There is a positive correlation between number of accidents and number killed/injured adjusting for boroughs. In addition, accidents happened in Queens are the most fatal among all boroughs. There are more accidents happen in Queens and Brooklyn, while fewer accidents happen in Staten Island.


Top 10 Causes of Accident

cause_by_boro_plot =
  cause_by_boro %>% 
  ggplot(aes(x = cause, y = ratio, fill = borough)) +
      geom_bar(width = 0.5, stat = 'identity', show.legend = F) +
      coord_flip() +
      facet_grid(.~borough) +
      labs(title = 'Accident Causes by Borough',
           x = NULL,
           y = NULL) + 
  theme(axis.text.x = element_text(size = 6, angle = 45),
        legend.title = element_blank())

ggplotly(cause_by_boro_plot)  %>% 
  layout(legend = list(orientation = "h",   # show entries horizontally
                     x = 0.1, y = -0.1))  

Comments:

Try not to follow too closely while driving, since it’s the most common causal factor for collisions overall.
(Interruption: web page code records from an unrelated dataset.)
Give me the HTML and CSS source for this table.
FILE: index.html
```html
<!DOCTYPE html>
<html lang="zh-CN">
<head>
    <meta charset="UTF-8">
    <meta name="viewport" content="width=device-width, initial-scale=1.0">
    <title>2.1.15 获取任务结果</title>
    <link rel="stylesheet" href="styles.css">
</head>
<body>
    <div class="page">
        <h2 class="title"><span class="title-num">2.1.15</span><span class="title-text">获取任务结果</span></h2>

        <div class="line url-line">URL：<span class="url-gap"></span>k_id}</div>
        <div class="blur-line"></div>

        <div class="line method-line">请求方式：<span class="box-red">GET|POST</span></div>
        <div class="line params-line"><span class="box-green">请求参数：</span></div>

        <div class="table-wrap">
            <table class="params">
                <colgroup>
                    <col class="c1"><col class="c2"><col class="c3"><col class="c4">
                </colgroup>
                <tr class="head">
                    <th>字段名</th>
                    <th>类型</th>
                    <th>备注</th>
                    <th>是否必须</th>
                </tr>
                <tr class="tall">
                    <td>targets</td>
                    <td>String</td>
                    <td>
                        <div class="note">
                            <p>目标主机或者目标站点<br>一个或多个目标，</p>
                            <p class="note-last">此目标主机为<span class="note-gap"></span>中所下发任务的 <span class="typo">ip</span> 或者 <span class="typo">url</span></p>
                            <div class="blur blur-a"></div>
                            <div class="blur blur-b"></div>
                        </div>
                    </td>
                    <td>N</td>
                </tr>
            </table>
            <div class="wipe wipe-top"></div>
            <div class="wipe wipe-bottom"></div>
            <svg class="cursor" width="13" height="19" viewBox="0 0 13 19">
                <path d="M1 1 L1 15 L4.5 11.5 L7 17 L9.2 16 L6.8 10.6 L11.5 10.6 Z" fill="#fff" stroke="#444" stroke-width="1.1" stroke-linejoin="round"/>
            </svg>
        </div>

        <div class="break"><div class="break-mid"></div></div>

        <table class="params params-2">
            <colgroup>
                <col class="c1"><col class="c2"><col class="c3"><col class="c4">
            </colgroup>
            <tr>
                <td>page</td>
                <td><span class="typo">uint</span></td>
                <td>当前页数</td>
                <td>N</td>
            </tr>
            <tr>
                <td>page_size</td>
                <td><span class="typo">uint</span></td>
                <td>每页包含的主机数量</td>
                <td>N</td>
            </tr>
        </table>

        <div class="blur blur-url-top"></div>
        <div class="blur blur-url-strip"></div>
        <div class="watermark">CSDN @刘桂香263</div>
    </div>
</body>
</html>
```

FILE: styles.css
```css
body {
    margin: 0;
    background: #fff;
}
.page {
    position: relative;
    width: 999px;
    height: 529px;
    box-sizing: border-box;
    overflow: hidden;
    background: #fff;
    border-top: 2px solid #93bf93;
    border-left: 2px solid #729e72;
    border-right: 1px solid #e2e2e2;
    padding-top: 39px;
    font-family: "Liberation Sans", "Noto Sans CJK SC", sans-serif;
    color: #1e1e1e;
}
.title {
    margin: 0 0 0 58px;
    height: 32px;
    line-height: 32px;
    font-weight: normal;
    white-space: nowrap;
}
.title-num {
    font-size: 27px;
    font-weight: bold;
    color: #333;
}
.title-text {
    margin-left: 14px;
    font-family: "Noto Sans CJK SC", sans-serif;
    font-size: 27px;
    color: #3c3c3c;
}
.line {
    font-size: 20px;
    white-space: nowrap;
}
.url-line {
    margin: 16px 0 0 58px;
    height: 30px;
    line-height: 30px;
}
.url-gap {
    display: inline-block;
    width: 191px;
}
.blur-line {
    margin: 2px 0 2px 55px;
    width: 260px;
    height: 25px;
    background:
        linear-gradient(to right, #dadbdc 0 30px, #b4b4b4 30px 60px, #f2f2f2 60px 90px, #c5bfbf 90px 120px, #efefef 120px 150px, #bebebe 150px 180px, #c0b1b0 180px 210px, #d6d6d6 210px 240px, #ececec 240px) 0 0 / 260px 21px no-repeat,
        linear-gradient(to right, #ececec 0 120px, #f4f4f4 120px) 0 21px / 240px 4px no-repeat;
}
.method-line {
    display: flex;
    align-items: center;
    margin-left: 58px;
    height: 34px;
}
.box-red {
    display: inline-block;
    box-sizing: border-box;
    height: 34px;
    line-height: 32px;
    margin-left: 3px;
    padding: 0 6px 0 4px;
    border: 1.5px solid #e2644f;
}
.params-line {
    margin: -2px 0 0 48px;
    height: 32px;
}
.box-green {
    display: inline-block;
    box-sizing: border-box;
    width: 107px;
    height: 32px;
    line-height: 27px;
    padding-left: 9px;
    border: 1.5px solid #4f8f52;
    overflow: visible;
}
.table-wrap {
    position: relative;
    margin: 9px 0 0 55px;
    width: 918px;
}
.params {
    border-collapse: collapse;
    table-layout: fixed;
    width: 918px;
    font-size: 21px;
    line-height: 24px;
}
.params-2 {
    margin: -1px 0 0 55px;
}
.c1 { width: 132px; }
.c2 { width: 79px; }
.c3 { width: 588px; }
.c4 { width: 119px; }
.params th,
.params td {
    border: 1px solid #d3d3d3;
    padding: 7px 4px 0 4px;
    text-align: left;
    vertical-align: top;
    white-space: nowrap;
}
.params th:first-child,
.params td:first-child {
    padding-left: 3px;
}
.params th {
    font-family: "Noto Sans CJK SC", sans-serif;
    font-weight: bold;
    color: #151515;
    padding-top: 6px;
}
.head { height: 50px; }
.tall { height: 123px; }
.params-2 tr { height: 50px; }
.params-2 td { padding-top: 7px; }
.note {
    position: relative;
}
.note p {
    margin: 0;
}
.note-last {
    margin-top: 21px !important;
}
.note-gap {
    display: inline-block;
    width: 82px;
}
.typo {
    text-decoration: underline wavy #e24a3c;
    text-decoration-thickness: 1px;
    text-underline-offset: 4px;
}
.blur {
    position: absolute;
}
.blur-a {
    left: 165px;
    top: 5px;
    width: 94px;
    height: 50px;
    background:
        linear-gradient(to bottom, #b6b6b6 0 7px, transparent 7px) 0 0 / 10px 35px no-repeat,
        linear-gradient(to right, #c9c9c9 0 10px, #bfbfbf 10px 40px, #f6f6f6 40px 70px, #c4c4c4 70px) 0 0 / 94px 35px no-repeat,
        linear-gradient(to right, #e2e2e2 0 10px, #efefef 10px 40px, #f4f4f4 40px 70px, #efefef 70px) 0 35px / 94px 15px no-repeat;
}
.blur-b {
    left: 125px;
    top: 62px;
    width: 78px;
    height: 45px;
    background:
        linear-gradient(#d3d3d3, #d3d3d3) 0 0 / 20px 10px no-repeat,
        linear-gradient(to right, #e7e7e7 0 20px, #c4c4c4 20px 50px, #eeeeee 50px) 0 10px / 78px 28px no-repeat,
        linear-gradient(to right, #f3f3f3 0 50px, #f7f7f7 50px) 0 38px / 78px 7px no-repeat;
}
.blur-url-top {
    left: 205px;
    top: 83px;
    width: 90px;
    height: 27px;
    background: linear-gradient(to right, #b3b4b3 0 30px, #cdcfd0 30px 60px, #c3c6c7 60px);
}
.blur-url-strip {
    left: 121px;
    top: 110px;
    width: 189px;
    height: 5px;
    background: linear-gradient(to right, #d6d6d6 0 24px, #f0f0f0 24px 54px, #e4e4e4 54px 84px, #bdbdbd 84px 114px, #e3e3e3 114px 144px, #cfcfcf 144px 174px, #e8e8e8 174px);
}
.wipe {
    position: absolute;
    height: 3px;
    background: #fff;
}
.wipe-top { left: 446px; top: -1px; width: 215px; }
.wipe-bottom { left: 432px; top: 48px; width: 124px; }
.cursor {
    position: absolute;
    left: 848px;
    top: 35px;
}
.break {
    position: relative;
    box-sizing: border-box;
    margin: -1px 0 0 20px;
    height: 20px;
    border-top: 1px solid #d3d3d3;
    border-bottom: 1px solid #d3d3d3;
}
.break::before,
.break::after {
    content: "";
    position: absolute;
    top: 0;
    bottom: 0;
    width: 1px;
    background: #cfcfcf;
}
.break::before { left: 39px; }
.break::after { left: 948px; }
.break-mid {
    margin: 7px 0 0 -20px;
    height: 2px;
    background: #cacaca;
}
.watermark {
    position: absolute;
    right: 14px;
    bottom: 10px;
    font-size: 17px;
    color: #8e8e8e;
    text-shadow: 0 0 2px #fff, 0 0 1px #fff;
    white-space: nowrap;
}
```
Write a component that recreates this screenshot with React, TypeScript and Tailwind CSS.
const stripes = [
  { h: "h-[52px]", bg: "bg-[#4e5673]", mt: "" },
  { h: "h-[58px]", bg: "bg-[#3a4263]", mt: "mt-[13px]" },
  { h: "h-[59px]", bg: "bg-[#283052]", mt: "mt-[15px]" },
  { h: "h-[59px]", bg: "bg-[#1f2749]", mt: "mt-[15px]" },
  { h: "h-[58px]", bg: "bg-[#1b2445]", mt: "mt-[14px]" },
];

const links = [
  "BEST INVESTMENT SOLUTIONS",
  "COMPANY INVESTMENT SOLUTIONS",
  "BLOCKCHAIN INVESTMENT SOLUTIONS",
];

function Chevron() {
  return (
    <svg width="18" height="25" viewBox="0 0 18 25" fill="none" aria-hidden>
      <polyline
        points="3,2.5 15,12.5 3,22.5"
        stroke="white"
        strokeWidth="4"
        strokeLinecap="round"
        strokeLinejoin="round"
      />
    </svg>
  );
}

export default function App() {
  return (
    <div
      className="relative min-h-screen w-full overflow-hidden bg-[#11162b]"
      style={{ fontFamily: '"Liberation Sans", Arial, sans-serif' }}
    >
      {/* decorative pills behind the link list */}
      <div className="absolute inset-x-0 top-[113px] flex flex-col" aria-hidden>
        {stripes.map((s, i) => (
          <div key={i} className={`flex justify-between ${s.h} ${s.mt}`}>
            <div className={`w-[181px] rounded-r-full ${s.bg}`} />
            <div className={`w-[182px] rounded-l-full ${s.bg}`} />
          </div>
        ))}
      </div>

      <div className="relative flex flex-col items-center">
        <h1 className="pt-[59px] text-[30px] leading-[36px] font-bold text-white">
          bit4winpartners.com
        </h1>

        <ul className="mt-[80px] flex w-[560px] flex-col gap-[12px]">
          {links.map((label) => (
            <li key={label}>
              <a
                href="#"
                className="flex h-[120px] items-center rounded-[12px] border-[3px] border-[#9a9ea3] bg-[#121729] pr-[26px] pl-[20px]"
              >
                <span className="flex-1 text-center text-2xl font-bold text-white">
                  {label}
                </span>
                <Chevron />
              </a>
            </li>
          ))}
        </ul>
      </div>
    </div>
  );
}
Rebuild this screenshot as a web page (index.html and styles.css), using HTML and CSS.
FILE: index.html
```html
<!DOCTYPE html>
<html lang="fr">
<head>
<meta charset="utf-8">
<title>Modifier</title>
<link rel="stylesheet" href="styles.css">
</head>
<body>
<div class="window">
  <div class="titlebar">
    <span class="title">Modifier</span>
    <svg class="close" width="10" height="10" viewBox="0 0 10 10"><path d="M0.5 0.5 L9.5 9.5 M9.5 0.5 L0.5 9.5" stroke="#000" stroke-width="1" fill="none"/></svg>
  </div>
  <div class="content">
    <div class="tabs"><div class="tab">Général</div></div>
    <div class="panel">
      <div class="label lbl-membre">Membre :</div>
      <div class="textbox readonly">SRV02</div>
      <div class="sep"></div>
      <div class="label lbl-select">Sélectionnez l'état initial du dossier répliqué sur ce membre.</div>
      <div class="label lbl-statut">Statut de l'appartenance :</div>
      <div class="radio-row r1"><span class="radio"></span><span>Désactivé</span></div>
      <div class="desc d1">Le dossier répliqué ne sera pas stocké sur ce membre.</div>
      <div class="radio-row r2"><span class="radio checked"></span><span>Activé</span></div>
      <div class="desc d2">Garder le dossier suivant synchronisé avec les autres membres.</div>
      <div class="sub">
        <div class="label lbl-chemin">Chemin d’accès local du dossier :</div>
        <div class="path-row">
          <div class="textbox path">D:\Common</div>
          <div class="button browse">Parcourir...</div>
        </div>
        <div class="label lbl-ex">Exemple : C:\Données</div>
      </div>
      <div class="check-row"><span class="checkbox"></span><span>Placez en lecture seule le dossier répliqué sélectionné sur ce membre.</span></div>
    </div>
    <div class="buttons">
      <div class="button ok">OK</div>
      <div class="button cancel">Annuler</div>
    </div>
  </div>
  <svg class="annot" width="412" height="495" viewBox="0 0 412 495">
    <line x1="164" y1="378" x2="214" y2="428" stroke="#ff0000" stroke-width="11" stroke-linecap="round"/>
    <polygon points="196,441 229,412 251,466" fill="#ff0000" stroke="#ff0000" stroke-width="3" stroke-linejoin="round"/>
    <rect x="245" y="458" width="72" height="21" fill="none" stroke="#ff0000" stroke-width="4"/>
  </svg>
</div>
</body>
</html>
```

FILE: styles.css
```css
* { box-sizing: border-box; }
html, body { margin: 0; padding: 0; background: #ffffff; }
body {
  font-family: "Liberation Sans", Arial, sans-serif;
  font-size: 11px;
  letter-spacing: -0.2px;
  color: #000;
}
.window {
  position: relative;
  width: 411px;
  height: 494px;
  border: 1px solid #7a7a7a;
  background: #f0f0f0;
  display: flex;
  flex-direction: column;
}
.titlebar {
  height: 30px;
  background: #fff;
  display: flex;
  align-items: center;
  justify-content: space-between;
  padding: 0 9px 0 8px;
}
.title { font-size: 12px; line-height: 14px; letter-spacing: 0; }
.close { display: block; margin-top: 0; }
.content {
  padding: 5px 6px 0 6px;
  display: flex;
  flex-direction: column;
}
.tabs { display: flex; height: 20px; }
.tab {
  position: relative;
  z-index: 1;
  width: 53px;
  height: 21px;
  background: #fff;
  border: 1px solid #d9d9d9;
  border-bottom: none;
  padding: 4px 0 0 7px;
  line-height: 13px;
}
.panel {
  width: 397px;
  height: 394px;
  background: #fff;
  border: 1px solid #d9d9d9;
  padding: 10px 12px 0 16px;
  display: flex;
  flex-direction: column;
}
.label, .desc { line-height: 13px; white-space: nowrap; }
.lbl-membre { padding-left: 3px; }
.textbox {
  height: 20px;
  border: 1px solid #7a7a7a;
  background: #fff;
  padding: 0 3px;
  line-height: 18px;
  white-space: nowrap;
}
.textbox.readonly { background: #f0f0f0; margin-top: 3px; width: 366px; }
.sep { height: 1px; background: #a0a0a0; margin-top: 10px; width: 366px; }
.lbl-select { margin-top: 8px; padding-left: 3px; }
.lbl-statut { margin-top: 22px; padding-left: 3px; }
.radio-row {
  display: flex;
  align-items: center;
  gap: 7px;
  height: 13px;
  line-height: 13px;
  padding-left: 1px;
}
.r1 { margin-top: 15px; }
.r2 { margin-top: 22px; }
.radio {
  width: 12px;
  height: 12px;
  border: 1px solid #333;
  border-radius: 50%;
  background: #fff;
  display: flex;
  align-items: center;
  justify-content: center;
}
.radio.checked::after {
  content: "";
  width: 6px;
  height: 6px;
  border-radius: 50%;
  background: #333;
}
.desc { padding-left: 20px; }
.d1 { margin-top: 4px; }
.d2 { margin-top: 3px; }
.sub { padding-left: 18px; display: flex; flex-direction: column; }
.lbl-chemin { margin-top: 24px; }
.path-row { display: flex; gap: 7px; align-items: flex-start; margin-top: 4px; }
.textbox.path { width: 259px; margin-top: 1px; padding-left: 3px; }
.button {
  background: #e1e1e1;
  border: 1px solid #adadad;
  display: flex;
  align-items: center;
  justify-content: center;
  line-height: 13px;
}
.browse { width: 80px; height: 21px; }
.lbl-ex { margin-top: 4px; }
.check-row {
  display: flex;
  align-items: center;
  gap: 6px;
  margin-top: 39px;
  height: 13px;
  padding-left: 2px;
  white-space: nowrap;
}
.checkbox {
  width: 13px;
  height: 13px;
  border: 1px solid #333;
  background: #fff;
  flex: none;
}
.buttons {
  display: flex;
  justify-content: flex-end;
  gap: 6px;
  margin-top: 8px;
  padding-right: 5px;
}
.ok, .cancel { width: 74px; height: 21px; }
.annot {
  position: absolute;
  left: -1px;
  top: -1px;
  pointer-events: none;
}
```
When driving in Manhattan, be especially careful when passing or changing lanes as those factors contributes to around 30% of all accidents in Manhattanm and is a lot higher compare to other boroughs.


Collisions of Day for Different Vehicles

vehicle_type_plot = 
vehicle_type_data %>% 
  ggplot(aes(x = hour, y = number, color = vehicle_type)) +
  geom_line() +
  labs(
    color = "vehicle type",
    title = "Collisions of Day for Different Vehicles",
    x = "Hour of Day",
    y = "Number of Collisions"
    ) +
  theme(legend.title = element_blank())

ggplotly(vehicle_type_plot) %>% 
    layout(legend = list(orientation = "h",   # show entries horizontally
                     x = 0.4, y = -0.2))  

Comments:

Four most common vehicle types were chosen to be tested. Sport utility vehicle has the highest collisions number per day, followed by passenger vehicle. Two peaks of collisions are around eight o’clock in the morning and five o’clock in the afternoon.